Putting all your eggs in one basket is always a little disconcerting. Anyone who works with risk is always wary of reducing options. So I am never surprised when clients ask about alternative cloud providers and try to design cloud-agnostic applications.
Personally I take a different view. Designing cloud-agnostic applications is like building an entirely self-sufficient home because you don’t want to be locked into the local utilities, weather conditions, or environment. Sure, you could try, but the tradeoffs would be immense. Especially cost. The key for any such project is to understand the risk of lock-in, and then select appropriate techniques to minimize the risk while still providing the most benefit from the platform you are using.
The only way to really get the cost savings and performance advantages of the cloud is to design specifically for the cloud you are working on. For example use their load balancers and auto scale groups rather than designing your own. (Don’t worry, I’ll get to containers in a second). If you are building or bringing all your own software to the cloud platform, at a certain point, why move to the cloud at all? Practically speaking you will likely reduce your agility, resiliency, and economic benefits.
I am talking in generic terms, but I have designed and reviewed some of these deployments so this isn’t just analyst handwaving. For example one common scenario is data transfer for batch analysis. The cloud-agnostic way is to set up a file server at your cloud provider, SFTP the data in, and then send that off to analysis servers. The file server becomes a major weak point (if it goes down, so does everything), and it likely uses the the cloud provider’s most expensive storage (volumes). And all the analysis servers probably need to be running all the time (the file server certainly does), also racking up charges.
The cloud-native approach is to transfer the data directly to object storage (e.g., Amazon S3) which is typically the cheapest storage option and highly resilient. Amazon even has an option to transfer that data into its ridiculously cheap Glacier long-term storage when you are done. Then you can use a tool like Lambda to launch analysis servers (using spot instance pricing, which can shave off another 40% or more) and link everything together with a cloud message queue, where you only pay when you actually pump data through.

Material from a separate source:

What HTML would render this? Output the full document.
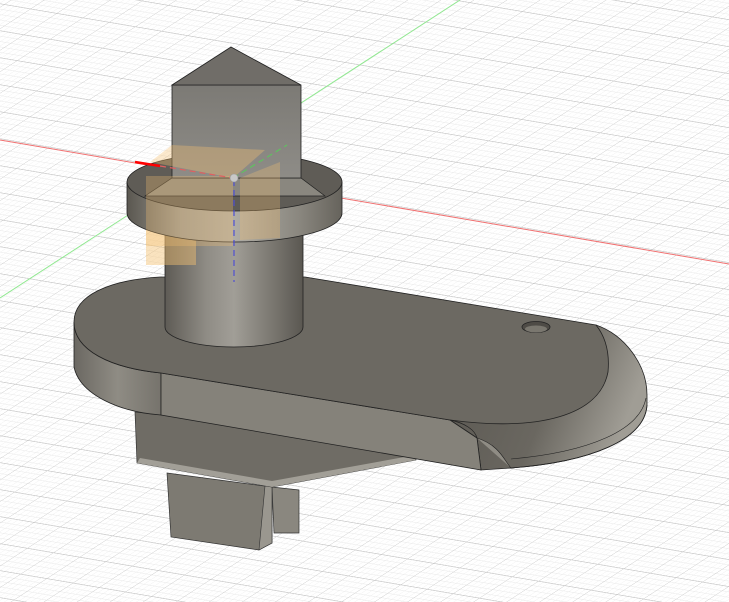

Everything spins up when data appears and shuts down when it’s finished; you can load as many simultaneous jobs as you want but still pay nearly nothing when you have no active jobs.
That’s only one example.
But I get it – sometimes you really do need to plan for at least some degree of portability. Here’s my personal approach.
I tend to go all-in on native cloud features (these days almost always on AWS). I design apps using everything Amazon offers, including SQS, SNS, KMS, Aurora, DynamoDB, etc. However…
My core application logic is nearly always self-contained, and I make sure I understand the dependency points. Take my data processing example: the actual processing logic is cloud-agnostic. Only the file transfer and event-driven mechanisms aren’t. Worst case, I could transfer to another service. Yes, there would be overhead, but no more than designing for and running on multiple providers. Even if I used native data analysis services, I’d just ensure I’m good at documenting my logic and code so I could redo it someplace else if needed.
But what about containers? In some cases they really can help with portability, but even when using containers you will likely still lock into certain of your cloud provider’s proprietary features. For example it’s just about suicidal to run your database inside containers. And containers need to run on top of something anyway. And certain capabilities simply work better in your provider than in a container.
Be smart in your design. Know your lock-in points. Have plans to move if you need to. Micro or mini services is a great design pattern for knowing your dependency points. But in the end if you aren’t using nearly every little tweak your cloud provider offers, you are probably spending more, more prone to breakage, and slower than the competition who does.
I can’t move my house, but as long as I hit a certain square footage, my furniture fits just fine.